La scelta consapevole del declino
▶AVETE
mai sentito Salvini, Di Maio, Zingaretti, Renzi o la Meloni parlare di produttività in qualche talk show? No. Eppure di tutti i problemi dell'Italia, questo dovrebbe essere il primo in cima all'agenda della politica, perché gran parte dei malesseri del Paese derivano dalla stagnazione che sperimenta da un ventennio. Un recente rapporto Istat sulla produttività – quanto lavoro o capitale serve per realizzare un certo prodotto o fornire un certo servizio – indica la gravità del problema. Nel 2018 la produttività del lavoro è diminuita dello 0,3 per cento, quella del capitale è aumentata dello 0,1. Pessimo segnale: quando le imprese vedono la produttività di minuire, o tagliano i salari o tagliano le persone.

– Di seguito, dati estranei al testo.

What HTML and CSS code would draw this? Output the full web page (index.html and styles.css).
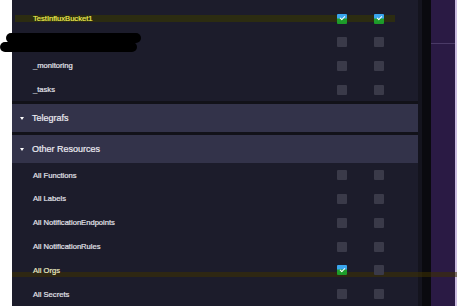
FILE: index.html
```html
<!DOCTYPE html>
<html>
<head>
<meta charset="utf-8">
<link rel="stylesheet" href="styles.css">
</head>
<body>
<div class="page">
  <div class="gutter"></div>
  <div class="panel">
    <div class="rows rows-top">
      <div class="row hl-text"><span class="name">TestInfluxBucket1</span><span class="cb on"></span><span class="cb on"></span></div>
      <div class="row"><span class="name"></span><span class="cb"></span><span class="cb"></span></div>
      <div class="row"><span class="name">_monitoring</span><span class="cb"></span><span class="cb"></span></div>
      <div class="row"><span class="name">_tasks</span><span class="cb"></span><span class="cb"></span></div>
    </div>
    <div class="sep"></div>
    <div class="header"><span class="caret"></span><span>Telegrafs</span></div>
    <div class="sep"></div>
    <div class="header"><span class="caret"></span><span>Other Resources</span></div>
    <div class="rows rows-bottom">
      <div class="row"><span class="name">All Functions</span><span class="cb"></span><span class="cb"></span></div>
      <div class="row"><span class="name">All Labels</span><span class="cb"></span><span class="cb"></span></div>
      <div class="row"><span class="name">All NotificationEndpoints</span><span class="cb"></span><span class="cb"></span></div>
      <div class="row"><span class="name">All NotificationRules</span><span class="cb"></span><span class="cb"></span></div>
      <div class="row hl-text-soft"><span class="name">All Orgs</span><span class="cb on"></span><span class="cb"></span></div>
      <div class="row"><span class="name">All Secrets</span><span class="cb"></span><span class="cb"></span></div>
    </div>
  </div>
  <div class="strip-a"></div>
  <div class="strip-b"></div>
  <div class="purple"><div class="pline"></div></div>
  <div class="edge"></div>
  <div class="rest"></div>

  <div class="band band-1"></div>
  <div class="band band-2"></div>
  <div class="redact redact-1"></div>
  <div class="redact redact-2"></div>
</div>
</body>
</html>
```

FILE: styles.css
```css
html, body {
  margin: 0;
  padding: 0;
  background: #ffffff;
}

.page {
  position: relative;
  display: flex;
  width: 474px;
  height: 306px;
  overflow: hidden;
  font-family: "Liberation Sans", Arial, sans-serif;
}

.gutter {
  width: 12px;
  flex: none;
  background: #ffffff;
}

.panel {
  width: 406px;
  flex: none;
  background: #1c1c2b;
  display: flex;
  flex-direction: column;
}

.rows {
  position: relative;
  z-index: 2;
}

.rows-top {
  padding-top: 7px;
}

.row {
  display: grid;
  grid-template-columns: 1fr 10px 10px;
  column-gap: 27px;
  align-items: center;
  height: 23.6px;
  padding-left: 21px;
  padding-right: 34px;
}

.rows-bottom .row {
  height: 23.8px;
}

.name {
  font-size: 7.6px;
  color: #e4e4ec;
  white-space: nowrap;
  -webkit-text-stroke: 0.2px #e4e4ec;
}

.hl-text .name {
  color: #ecec52;
  -webkit-text-stroke: 0.2px #ecec52;
}

.hl-text-soft .name {
  color: #ecebc0;
  -webkit-text-stroke: 0.2px #ecebc0;
}

.cb {
  width: 10px;
  height: 10px;
  border-radius: 1px;
  background: #3a3a49;
  position: relative;
}

.cb.on {
  background: linear-gradient(#3aa6ee 0%, #3aa6ee 35%, #1f9f2d 55%, #1c9a28 100%);
}

.cb.on::after {
  content: "";
  position: absolute;
  left: 3px;
  top: 2.5px;
  width: 4px;
  height: 2px;
  border-left: 1.2px solid #ffffff;
  border-bottom: 1.2px solid #ffffff;
  transform: rotate(-45deg);
}

.sep {
  height: 3px;
  background: #121219;
}

.header {
  height: 28px;
  background: #33334a;
  display: flex;
  align-items: center;
  padding-left: 8px;
  font-size: 9px;
  color: #ececf2;
  -webkit-text-stroke: 0.2px #ececf2;
}

.caret {
  width: 0;
  height: 0;
  border-left: 2.5px solid transparent;
  border-right: 2.5px solid transparent;
  border-top: 3px solid #ffffff;
  margin-right: 8px;
}

.strip-a {
  width: 4px;
  flex: none;
  background: #14141e;
}

.strip-b {
  width: 9px;
  flex: none;
  background: #0a0a0f;
}

.purple {
  width: 24px;
  flex: none;
  background: #2a1a44;
  display: flex;
  flex-direction: column;
  padding-top: 43px;
  box-sizing: border-box;
}

.pline {
  height: 1px;
  background: #4a3a66;
}

.edge {
  width: 2px;
  flex: none;
  background: #cbbde0;
}

.rest {
  flex: 1;
  background: #ffffff;
}

.band {
  position: absolute;
  z-index: 1;
  pointer-events: none;
}

.band-1 {
  left: 15px;
  top: 15px;
  width: 380px;
  height: 7px;
  background: rgba(55, 55, 0, 0.6);
}

.band-2 {
  left: 12px;
  top: 272px;
  width: 445px;
  height: 5px;
  background: rgba(62, 50, 0, 0.55);
}

.redact {
  position: absolute;
  z-index: 3;
  background: #000000;
  border-radius: 6px;
}

.redact-1 {
  left: 6px;
  top: 33px;
  width: 135px;
  height: 10px;
}

.redact-2 {
  left: 0px;
  top: 42px;
  width: 137px;
  height: 10px;
  border-radius: 5px;
}
```
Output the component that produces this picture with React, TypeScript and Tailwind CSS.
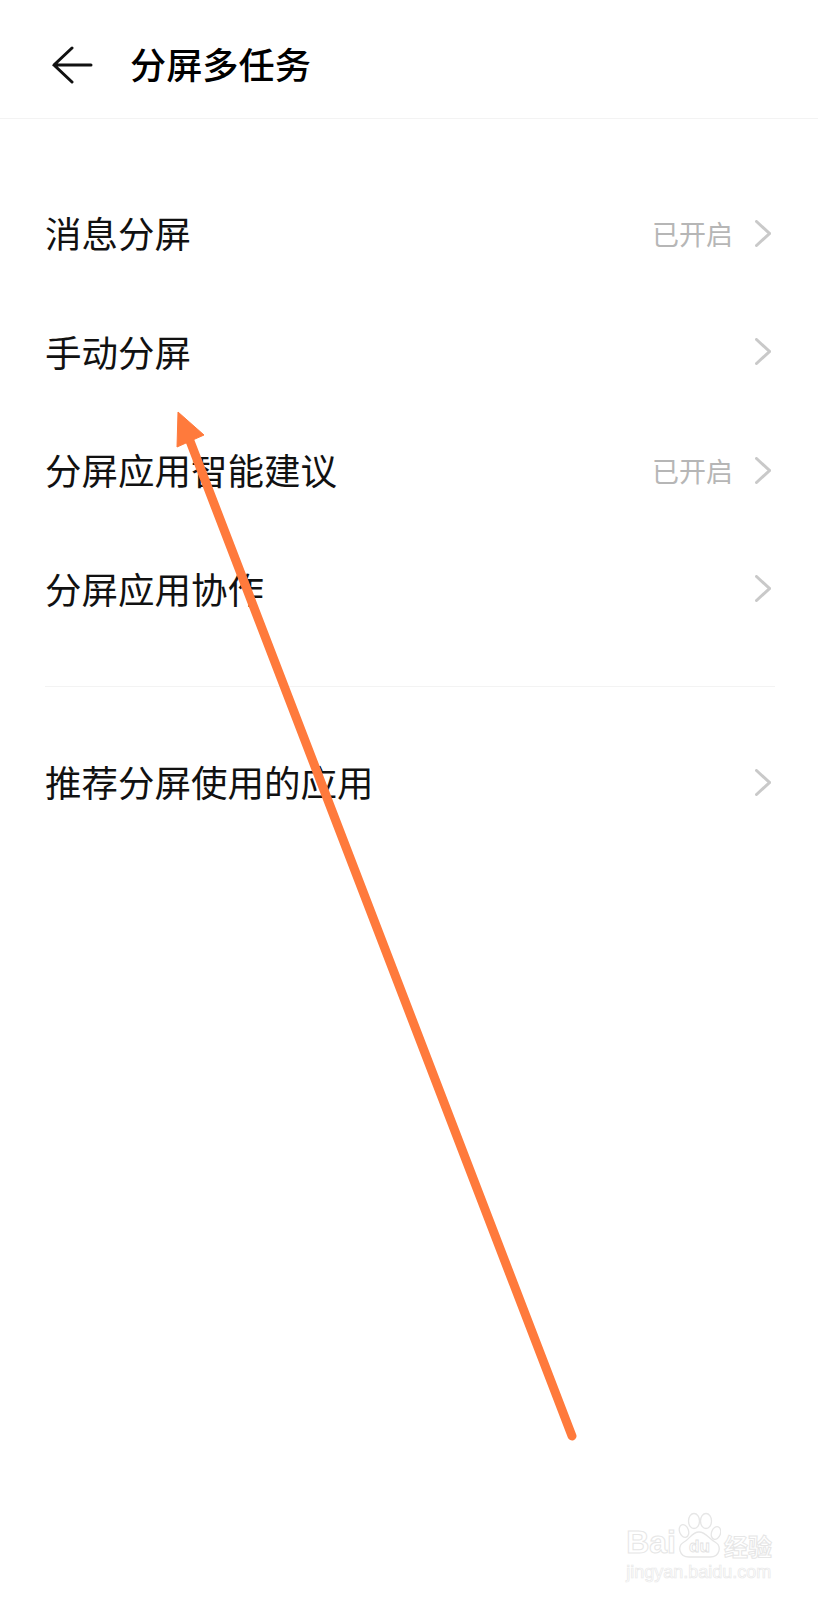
import React from 'react'

const Chevron = () => (
  <svg width="16" height="27" viewBox="0 0 16 27" fill="none" className="block">
    <path d="M1.5 1.5 L14.5 13.5 L1.5 25.5" stroke="#c9c9c9" strokeWidth="3" strokeLinecap="round" strokeLinejoin="miter" />
  </svg>
)

const Row = ({ label, value }: { label: string; value?: string }) => (
  <div className="h-[118.5px] flex items-center justify-between pl-[45px] pr-[47px]">
    <span className="text-[36.5px] leading-none text-[#111111]">{label}</span>
    <div className="flex items-center gap-[22px]">
      {value && <span className="text-[27px] leading-none text-[#b6b6b6]">{value}</span>}
      <Chevron />
    </div>
  </div>
)

const Watermark = () => (
  <div className="absolute right-[46px] bottom-[19px] flex flex-col gap-[5px] text-white">
    <div className="flex items-end">
      <span className="text-[32px] leading-none font-bold [font-family:'Liberation_Sans',sans-serif] [-webkit-text-stroke:1px_#e6e6e6]">Bai</span>
      <div className="relative ml-[2px] w-[43px] h-[46px]">
        <svg width="43" height="46" viewBox="0 0 43 46" fill="none" stroke="#e6e6e6" strokeWidth="1.3" className="block">
          <ellipse cx="6" cy="19" rx="4.5" ry="6.5" transform="rotate(-20 6 19)" />
          <ellipse cx="16" cy="9" rx="5.5" ry="7.5" />
          <ellipse cx="28" cy="9" rx="5.5" ry="7.5" />
          <ellipse cx="38" cy="21" rx="4.5" ry="6.5" transform="rotate(20 38 21)" />
          <path d="M21 20 C14 20 12 27 6 30 C-1 34 1 45 11 45 C17 45 26 45 32 45 C42 45 44 34 37 30 C30 26 28 20 21 20 Z" fill="white" />
        </svg>
        <span className="absolute inset-x-0 bottom-[3px] text-center text-[17px] leading-none font-bold [font-family:'Liberation_Sans',sans-serif] [-webkit-text-stroke:0.8px_#e2e2e2]">du</span>
      </div>
      <span className="ml-[3px] text-[24px] leading-none font-bold [-webkit-text-stroke:1px_#e6e6e6]">经验</span>
    </div>
    <span className="text-[18px] leading-none [font-family:'Liberation_Sans',sans-serif] [-webkit-text-stroke:0.7px_#e9e9e9]">jingyan.baidu.com</span>
  </div>
)

export default function App() {
  return (
    <div className="relative w-[818px] h-[1600px] overflow-hidden bg-white [font-family:'Noto_Sans_CJK_SC',sans-serif]">
      <header className="h-[119px] border-b border-[#f3f3f3] flex items-center pl-[51px] pt-[8px]">
        <svg width="42" height="38" viewBox="0 0 42 38" fill="none" className="block mt-[4px]">
          <path d="M21 2 L3 19 L21 36 M3 19 H40" stroke="#111111" strokeWidth="3" strokeLinecap="round" strokeLinejoin="miter" />
        </svg>
        <h1 className="ml-[37px] text-[36.2px] leading-none font-medium text-black">分屏多任务</h1>
      </header>

      <div className="pt-[55px]">
        <Row label="消息分屏" value="已开启" />
        <Row label="手动分屏" />
        <Row label="分屏应用智能建议" value="已开启" />
        <Row label="分屏应用协作" />
      </div>

      <div className="mt-[38px] ml-[45px] mr-[43px] border-t border-[#f3f3f3]" />

      <div className="mt-[36px]">
        <Row label="推荐分屏使用的应用" />
      </div>

      {/* annotation arrow over the list */}
      <svg width="818" height="1600" viewBox="0 0 818 1600" fill="none" className="absolute inset-0 pointer-events-none">
        <path d="M572 1436 L190 441" stroke="#ff7a3c" strokeWidth="9" strokeLinecap="round" />
        <path d="M178 412 L204 435 L177 447 Z" fill="#ff7a3c" stroke="#ff7a3c" strokeWidth="1" strokeLinejoin="round" />
      </svg>

      <Watermark />
    </div>
  )
}
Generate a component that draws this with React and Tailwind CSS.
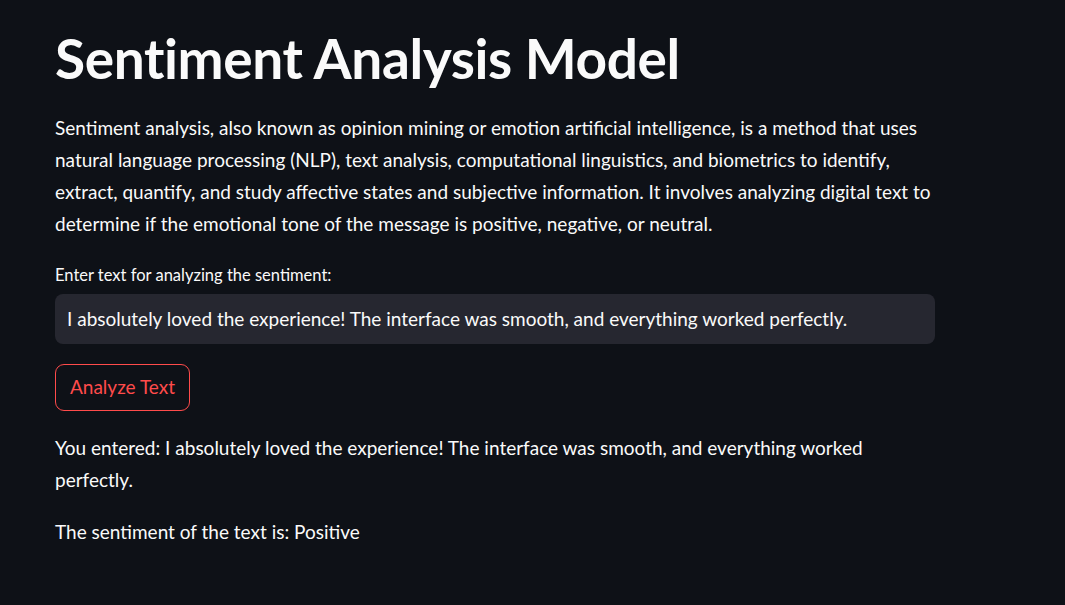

Il dato più inquietante riguarda la produttività totale dei fattori, che misura come interagiscono capitale e lavoro. Se un'impresa investe in tecnologia, per esempio, gli input di capitale e lavoro dovrebbero dare risultati migliori. In Italia la produttività totale dei fattori nel 2018 è diminuita, come succedeva tra il 2003 e il 2009. Subito prima della crisi, quindi, l'Italia già andava in retromarcia, poi ha recuperato un po' e ora torna ad andare all'indietro. La media della crescita della produttività totale dei fattori tra il 1995 e il 2018 è zero. Come dire che l'economia italiana non ha fatto un passo in avanti negli ultimi 24 anni, mentre il resto del mondo correva e imparava a ottenere molti più risultati: a parità di risorse impiegate, noi restavamo immobili a guardare. Pier Paolo Pasolini, negli anni Settanta, denunciava lo “sviluppo senza progresso”. Abbiamo risolto il dilemma rinunciando sia allo sviluppo sia al progresso, la politica ha ridimensionato la sua ambizione promettendo soltanto la redistribuzione di una ricchezza inesistente, prelevata dal deficit e dunque dalle generazioni future.
Senza affrontare il nodo della produttività, non ci resta che il declino.